Ian Davis, McKinsey, Worldwide Managing Director, March 2009
According to the weather service the sun will rise tomorrow at 6:46. There is a fair degree of confidence in this prediction. A meteor might hit the earth between now and then or space aliens might tow the earth to a new location. But these are low probability events when compared to tomorrow’s sunrise. What about the future of the global economy? What can be predicted about economic performance over the next five years?
It is probably safe to say that in one form or another economic activity and the global flows of goods, services, capital, labor, and ideas will continue over the next five years. Productive economic activity and some degree of cross boundary, over the horizon interaction, has characterized human societies for millennia, so it is a safe bet that economic growth and globalization will continue into the future. But the expectation that economic growth might be plus or minus a couple of percentage points and that global flows will continue does not tell us much about what to actually do.
Which sectors will be winners? Where will margins be squeezed by competitors or declining demand? Which technologies will diffuse fastest or change the rules of a specific market (like MP3’s for music or the iphone for smartphones)? How will supply chains change? Where will innovation come from? Without a more precise prediction of what will happen specifically, to your sector, to your products, to your market, to your sources of capital, to your margins – what good is a general forecast that things will muddle on more or perhaps, as Ian Davis of McKinsey prognosticates in the opening quote, much less than is usual? Isn’t there a model that offers safe and accurate predictions of how global flows and prospects will enter into the value-chain that generates revenues and profits for your firm, your region?
The short answer, not a surprise, is no.
Economic change is too open ended. As pragmatists point out and recent cyclical events underscore, things can change quickly and yesterday’s anticipatory assumptions – the basis for the predictions used to make decisions – can look fairly foolish only days or months later. The potential for variance is too large and the number of causal factors that might account for such variance greater still. Worse, even if we had perfect information, knew everything about everything, phenomenon like economic change and globalization are fundamentally indeterminate. This compounds the fact that we do not in fact know everything about everything.
Thus when it comes to the future ignorance combines with the creativity of our universe to render prediction either a game of imposing our will on what ever happens or a way to deceive ourselves. The former may be justifiable in circumstances where the ends are so important that the means can be imposed – even if the outcome is often not at all what was intended originally. The latter can be important for our confidence and maybe, at least up until now, psychologically necessary for making the choices and taking the risks that generate change. But fundamentally, the impossibility of prediction is good news for our ability to imagine and exercise freedom.
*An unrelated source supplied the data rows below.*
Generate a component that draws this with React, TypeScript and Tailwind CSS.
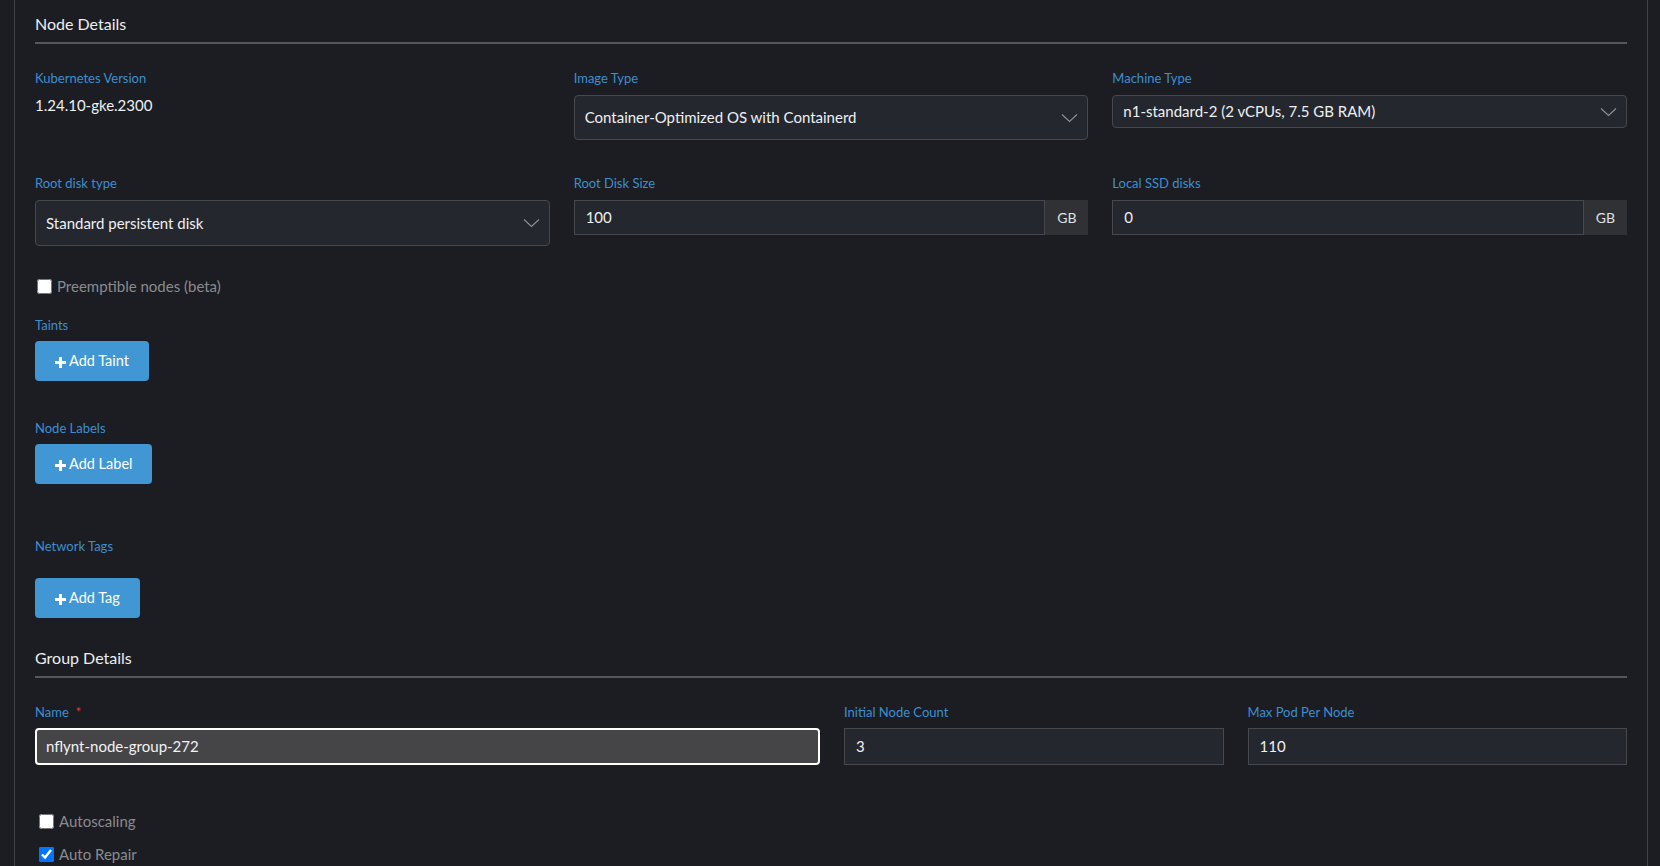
import type { ReactNode } from "react";

const font = { fontFamily: "Lato, 'Open Sans', sans-serif" };

function Label({ children, required }: { children: ReactNode; required?: boolean }) {
  return (
    <div className="text-[13px] leading-[18px] text-[#3d8fd0]">
      {children}
      {required && <span className="ml-[7px] text-[#e03b3b]">*</span>}
    </div>
  );
}

function Chevron() {
  return (
    <svg width="17" height="10" viewBox="0 0 17 10" fill="none" className="shrink-0">
      <path d="M1 1.5 8.5 8.5 16 1.5" stroke="#909196" strokeWidth="1.1" />
    </svg>
  );
}

function Select({ value, height }: { value: string; height: string }) {
  return (
    <div
      className={`mt-2 flex ${height} items-center justify-between rounded-[4px] border border-[#46484e] bg-[#25272e] pl-[10px] pr-[9px] text-[15px] text-[#eef0f3]`}
    >
      <span>{value}</span>
      <Chevron />
    </div>
  );
}

function UnitInput({ value }: { value: string }) {
  return (
    <div className="mt-2 flex h-[35px]">
      <div className="flex flex-1 items-center border border-[#46484e] bg-[#25272e] pl-[11px] text-[15px] text-[#eef0f3]">
        {value}
      </div>
      <div className="flex w-[43px] items-center justify-center bg-[#303135] text-[14px] text-[#dfe1e4]">
        GB
      </div>
    </div>
  );
}

function TextInput({ value, focused }: { value: string; focused?: boolean }) {
  return (
    <div
      className={
        focused
          ? "mt-[7px] flex h-[37px] items-center rounded-[4px] border-2 border-white bg-[#454548] pl-[9px] text-[15px] text-[#f2f2f4]"
          : "mt-[7px] flex h-[37px] items-center border border-[#46484e] bg-[#25272e] pl-[11px] text-[15px] text-[#eef0f3]"
      }
    >
      {value}
    </div>
  );
}

function AddButton({ label }: { label: string }) {
  return (
    <button
      type="button"
      className="flex h-10 items-center rounded-[4px] bg-[#4197d3] px-[20px] text-[14.5px] text-white"
    >
      <svg width="11" height="11" viewBox="0 0 11 11" className="mr-[3px] mt-[2px]">
        <path d="M4 0h3v4h4v3H7v4H4V7H0V4h4z" fill="#fff" />
      </svg>
      {label}
    </button>
  );
}

function Check({ label, checked }: { label: string; checked?: boolean }) {
  return (
    <label className="flex h-5 items-center text-[15px] text-[#8a8b90]">
      <input
        type="checkbox"
        defaultChecked={checked}
        className="m-0 mr-[5px] h-[15px] w-[15px]"
      />
      {label}
    </label>
  );
}

function SectionTitle({ children }: { children: ReactNode }) {
  return (
    <div className="border-b-2 border-[#56575c] pb-[6px] text-[16px] leading-6 text-[#eceef1]">
      {children}
    </div>
  );
}

export default function App() {
  return (
    <div className="min-h-screen bg-[#1c1d22] pl-[14px] pr-[12px]" style={font}>
      <div className="min-h-[866px] border-x border-[#3f4046] px-5 pt-[12px]">
        <SectionTitle>Node Details</SectionTitle>

        <div className="mt-[25px] grid grid-cols-3 gap-x-6">
          <div>
            <Label>Kubernetes Version</Label>
            <div className="mt-[7px] text-[15px] leading-[22px] text-[#eef0f3]">1.24.10-gke.2300</div>
          </div>
          <div>
            <Label>Image Type</Label>
            <Select value="Container-Optimized OS with Containerd" height="h-[45px]" />
          </div>
          <div>
            <Label>Machine Type</Label>
            <Select value="n1-standard-2 (2 vCPUs, 7.5 GB RAM)" height="h-[33px]" />
          </div>
        </div>

        <div className="mt-[34px] grid grid-cols-3 gap-x-6">
          <div>
            <Label>Root disk type</Label>
            <Select value="Standard persistent disk" height="h-[46px]" />
          </div>
          <div>
            <Label>Root Disk Size</Label>
            <UnitInput value="100" />
          </div>
          <div>
            <Label>Local SSD disks</Label>
            <UnitInput value="0" />
          </div>
        </div>

        <div className="mt-[30px] pl-[2px]">
          <Check label="Preemptible nodes (beta)" />
        </div>

        <div className="mt-[20px]">
          <Label>Taints</Label>
          <div className="mt-[7px] flex">
            <AddButton label="Add Taint" />
          </div>
        </div>

        <div className="mt-[38px]">
          <Label>Node Labels</Label>
          <div className="mt-[7px] flex">
            <AddButton label="Add Label" />
          </div>
        </div>

        <div className="mt-[53px]">
          <Label>Network Tags</Label>
          <div className="mt-[23px] flex">
            <AddButton label="Add Tag" />
          </div>
        </div>

        <div className="mt-[28px]">
          <SectionTitle>Group Details</SectionTitle>
        </div>

        <div className="mt-[25px] grid grid-cols-[785px_1fr_1fr] gap-x-6">
          <div>
            <Label required>Name</Label>
            <TextInput value="nflynt-node-group-272" focused />
          </div>
          <div>
            <Label>Initial Node Count</Label>
            <TextInput value="3" />
          </div>
          <div>
            <Label>Max Pod Per Node</Label>
            <TextInput value="110" />
          </div>
        </div>

        <div className="mt-[46px] pl-[4px]">
          <Check label="Autoscaling" />
        </div>
        <div className="mt-[13px] pl-[4px]">
          <Check label="Auto Repair" checked />
        </div>
      </div>
    </div>
  );
}
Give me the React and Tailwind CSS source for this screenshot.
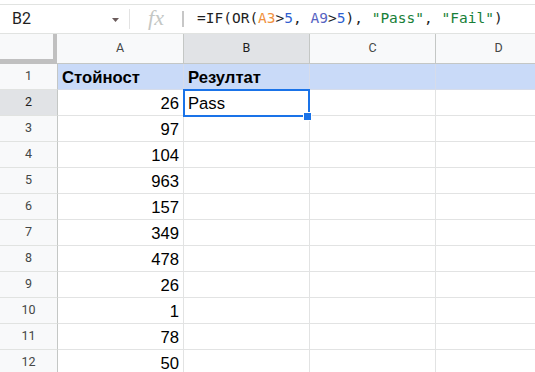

Either way – because of our ignorance or fundamental indeterminacy – there is no future, in the sense of predictability, for complex phenomena.
If there is no future, then what?
Lacking an effective way to predict the future of economic change what options are available if we still want to take the future into account when we make decisions in the present? What is the alternative? Do we give up and let fatalism reign? I don’t think so. Like the thinkers obliged to revise their view of the cosmos when Copernicus overthrew Ptolemy, there are new ways of looking at the world based on an acceptance of both ignorance and fundamental indeterminacy or openness. This is what embracing complexity is about.
One way to still exercise our volition, indeed it is a moral obligation to address the flaws in the world around us and pursue our aspirations, is to improve our anticipatory systems in ways that take fundamental openness into account. The alternative to the predictive approach is to construct stories about the future that are inspired by the present and past but do not pretend to offer a probabilistic assessment of how likely any one future may be. This Futures Literacy approach has the virtue of achieving two goals that are critical for decision-making.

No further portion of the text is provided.